— start —

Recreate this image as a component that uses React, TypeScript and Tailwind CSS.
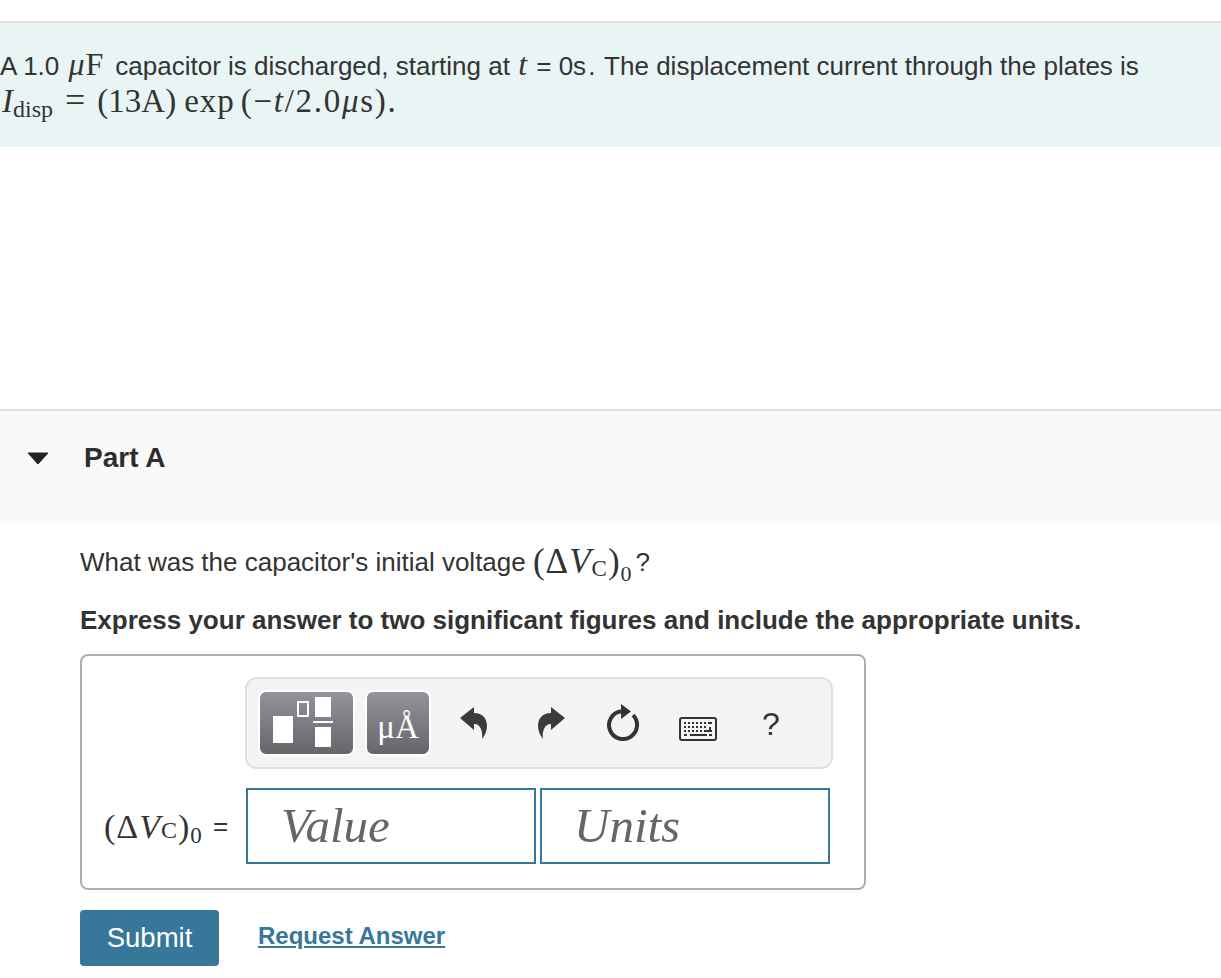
const sans = "font-['Liberation_Sans',Arial,sans-serif]"

function Serif({ children, className = '' }: { children: React.ReactNode; className?: string }) {
  return <span className={`font-['Liberation_Serif',serif] ${className}`}>{children}</span>
}

function UndoIcon({ flip = false }: { flip?: boolean }) {
  return (
    <svg width="28" height="34" viewBox="0 0 28 34" className={flip ? '-scale-x-100' : ''}>
      <path d="M1 12 L15 1 L15 7 C24 7 28 13 28 20 C28 25 26 29 23 33 C24 26 22 18 15 18 L15 24 Z" fill="#3b3b3b" />
    </svg>
  )
}

function RefreshIcon() {
  return (
    <svg width="34" height="38" viewBox="0 0 34 38">
      <path d="M15 7.200 A14 14 0 1 0 27 11.200" fill="none" stroke="#333" strokeWidth="4" />
      <path d="M15 0 L25 7.500 L15 15 Z" fill="#333" />
    </svg>
  )
}

function KeyboardIcon() {
  return (
    <svg width="38" height="24" viewBox="0 0 38 24">
      <rect x="1" y="1" width="36" height="22" rx="2" fill="#f4f4f4" stroke="#333" strokeWidth="2" />
      <path d="M5 6h2M9 6h2M13 6h2M17 6h2M21 6h2M25 6h2M29 6h4M5 10h2M9 10h2M13 10h2M17 10h2M21 10h2M25 10h2M5 14h2M9 14h2M13 14h2M17 14h2M21 14h2M25 14h8M31 10v4M5 18h3M11 18h17M30 18h3" stroke="#333" strokeWidth="2" fill="none" />
    </svg>
  )
}

function TemplateIcon() {
  return (
    <svg width="68" height="54" viewBox="0 0 68 54">
      <rect x="0" y="20" width="20" height="27" fill="#fff" />
      <rect x="25" y="6" width="10" height="14" fill="none" stroke="#fff" strokeWidth="2" />
      <rect x="42" y="1" width="16" height="20" fill="#fff" />
      <rect x="40" y="25" width="20" height="2" fill="#fff" />
      <rect x="42" y="31" width="16" height="20" fill="#fff" />
    </svg>
  )
}

export default function App() {
  return (
    <div className={`${sans} w-[1221px] h-[978px] bg-white text-[#333] text-[26px] overflow-hidden`}>
      <div className="h-[21px]" />
      <section className="h-[126px] bg-[#e9f5f5] border-t-2 border-[#e0e2e2] pt-[24px] leading-[34px]">
        <p className="whitespace-nowrap">
          A 1.0 <Serif className="text-[32px] tracking-[1px] ml-[2px]"><i>μ</i>F</Serif><span className="ml-[11px]">capacitor is discharged, starting at</span> <Serif className="text-[32px] ml-[1px]"><i>t</i></Serif><span className="ml-[2px]"> = 0s</span><span className="ml-[2px]">.</span><span className="ml-[2px]"> The displacement current through the plates is</span>
        </p>
        <p className="whitespace-nowrap">
          <Serif className="text-[33px]"><i className="ml-[2px]">I</i><span className="text-[24px] relative top-[5px]">disp</span><span className="ml-[12px] mr-[12px] text-[36px]">=</span>(13A)<span className="ml-[8px] tracking-[1px]">exp</span><span className="ml-[6px] tracking-[1.700px]">(−<i>t</i>/2.0<i>μ</i>s).</span></Serif>
        </p>
      </section>
      <div className="h-[262px]" />
      <section className="h-[114px] bg-[#f9f9f9] border-t-2 border-[#e0e0e0] flex items-start pt-[32px]">
        <svg width="22" height="13" viewBox="0 0 22 13" className="ml-[27px] mt-[9px]">
          <path d="M1 1 H21 L11 12 Z" fill="#222" stroke="#222" strokeWidth="1" strokeLinejoin="round" />
        </svg>
        <h2 className="ml-[35px] text-[28px] font-bold leading-[30px] text-[#2d2d2d]">Part A</h2>
      </section>
      <main className="pl-20">
        <p className="mt-[20px] h-[40px] leading-[38px] whitespace-nowrap">
          What was the capacitor's initial voltage <Serif className="text-[35px] tracking-[1px] align-[-2px]">(Δ<i>V</i><span className="text-[23px] relative top-[3px]">C</span>)<span className="text-[22px] relative top-[8px]">0</span></Serif><span className="ml-[3px]">?</span>
        </p>
        <p className="mt-[21px] font-bold leading-[32px] whitespace-nowrap">
          Express your answer to two significant figures and include the appropriate units.
        </p>
        <div className="mt-[18px] w-[786px] h-[236px] border-2 border-[#aeaeae] rounded-lg px-[21px] relative">
          <div className="absolute left-[163px] top-[21px] w-[588px] h-[92px] bg-[#f4f4f4] border-2 border-[#e0e0e0] rounded-xl flex items-center">
            <button className="ml-[11px] w-[97px] h-[66px] rounded-lg bg-gradient-to-b from-[#96939b] to-[#66666a] border-2 border-white flex items-center justify-center">
              <TemplateIcon />
            </button>
            <button className="ml-[10px] w-[66px] h-[66px] rounded-lg bg-gradient-to-b from-[#96939b] to-[#66666a] border-2 border-white flex items-end justify-center pb-[9px]">
              <Serif className="text-white text-[33px] leading-[36px]">μÅ</Serif>
            </button>
            <div className="ml-[28px]"><UndoIcon /></div>
            <div className="ml-[51px]"><UndoIcon flip /></div>
            <div className="ml-[40px]"><RefreshIcon /></div>
            <div className="ml-[39px] mt-[12px]"><KeyboardIcon /></div>
            <span className="ml-[45px] mt-[2px] text-[32px] leading-none">?</span>
          </div>
          <div className="absolute left-[22px] top-[132px] flex items-center h-[76px]">
            <Serif className="text-[34px] tracking-[1px] w-[103px] whitespace-nowrap">(Δ<i>V</i><span className="text-[24px]">C</span>)<span className="text-[23px] relative top-[5px]">0</span></Serif>
            <span className="ml-[6px]">=</span>
          </div>
          <div className="absolute left-[164px] top-[132px] flex gap-[4px]">
            <div className="w-[290px] h-[76px] border-2 border-[#377799] flex items-center pl-[33px]">
              <Serif className="italic text-[49px] text-[#666]">Value</Serif>
            </div>
            <div className="w-[290px] h-[76px] border-2 border-[#377799] flex items-center pl-[32px]">
              <Serif className="italic text-[49px] text-[#666]">Units</Serif>
            </div>
          </div>
        </div>
        <div className="mt-[20px] flex items-center">
          <button className="w-[139px] h-[56px] bg-[#377799] rounded text-white text-[27.500px]">Submit</button>
          <a href="#" className="ml-[39px] font-bold text-[#377799] underline text-[24px] relative -top-[2px]">Request Answer</a>
        </div>
      </main>
    </div>
  )
}
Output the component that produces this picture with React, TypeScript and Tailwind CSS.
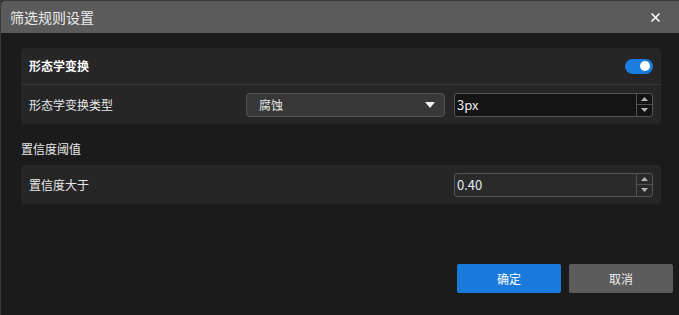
function Spinner() {
    return (
        <div className="flex flex-col w-4 border-l border-[#505050]">
            <div className="flex-1 flex items-center justify-center border-b border-[#505050]">
                <svg width="7" height="4" viewBox="0 0 7 4"><path d="M0 4 L3.5 0 L7 4 Z" fill="#b5b5b5" /></svg>
            </div>
            <div className="flex-1 flex items-center justify-center">
                <svg width="7" height="4" viewBox="0 0 7 4"><path d="M0 0 L3.5 4 L7 0 Z" fill="#b5b5b5" /></svg>
            </div>
        </div>
    );
}

function NumberInput({ value, bg }: { value: string; bg: string }) {
    return (
        <div className={`flex w-[199px] h-6 rounded-[3px] border border-[#555] ${bg}`}>
            <div className="flex-1 flex items-center pl-[2px] text-[13px] text-[#e4ebf5]">{value}</div>
            <Spinner />
        </div>
    );
}

export default function App() {
    return (
        <div className="w-[679px] h-[315px] flex flex-col bg-[#1b1b1b] border-t border-l border-[#3a3a3a] font-['Noto_Sans_CJK_SC',sans-serif] text-[#e8e8e8] overflow-hidden">
            <div className="h-8 flex items-center justify-between bg-[#5b5b5b] rounded-tl-[4px] pl-[9px] pr-[19px]">
                <span className="text-[14px] text-[#ececec]">筛选规则设置</span>
                <svg width="9" height="9" viewBox="0 0 9 9">
                    <path d="M0.5 0.5 L8.5 8.5 M8.5 0.5 L0.5 8.5" stroke="#fff" strokeWidth="1.5" />
                </svg>
            </div>

            <div className="flex-1 flex flex-col px-5 pt-[15px]">
                <div className="w-[640px] bg-[#262626] rounded-[4px]">
                    <div className="h-[37px] flex items-center justify-between pl-2 pr-2 border-b border-[#383838]">
                        <span className="text-[12px] font-bold text-white">形态学变换</span>
                        <div className="w-[28px] h-[15px] rounded-full bg-[#1a7ee0] flex items-center justify-end pr-[3px]">
                            <div className="w-[10px] h-[10px] rounded-full bg-white" />
                        </div>
                    </div>
                    <div className="h-[39px] flex items-center pl-2 pr-2">
                        <span className="text-[12px] flex-1">形态学变换类型</span>
                        <div className="w-[199px] h-6 flex items-center justify-between bg-[#383838] border border-[#555] rounded-[4px] pl-3 pr-[9px] text-[12px]">
                            <span>腐蚀</span>
                            <svg width="10" height="6" viewBox="0 0 10 6"><path d="M0 0 L10 0 L5 6 Z" fill="#f0f0f0" /></svg>
                        </div>
                        <div className="ml-[9px]">
                            <NumberInput value="3px" bg="bg-[#141414]" />
                        </div>
                    </div>
                </div>

                <div className="h-[41px] flex items-center pt-[9px] text-[12px]">置信度阈值</div>

                <div className="w-[640px] h-[39px] flex items-center bg-[#262626] rounded-[4px] pl-2 pr-2">
                    <span className="text-[12px] flex-1">置信度大于</span>
                    <NumberInput value="0.40" bg="bg-[#2a2a2a]" />
                </div>

                <div className="flex-1" />

                <div className="flex justify-end gap-2 mr-[-14px] mb-[22px]">
                    <button className="w-[104px] h-[29px] rounded-[2px] bg-[#1a7adb] text-[12px] text-white">确定</button>
                    <button className="w-[104px] h-[29px] rounded-[2px] bg-[#5c5c5c] text-[12px] text-[#eee]">取消</button>
                </div>
            </div>
        </div>
    );
}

— end —

| DIRECTIONS FOR THIS TASK |
Copy out each line of the entries that holds "Tailwind".

| RESULT OF THIS TASK |
Recreate this image as a component that uses React, TypeScript and Tailwind CSS.
Output the component that produces this picture with React, TypeScript and Tailwind CSS.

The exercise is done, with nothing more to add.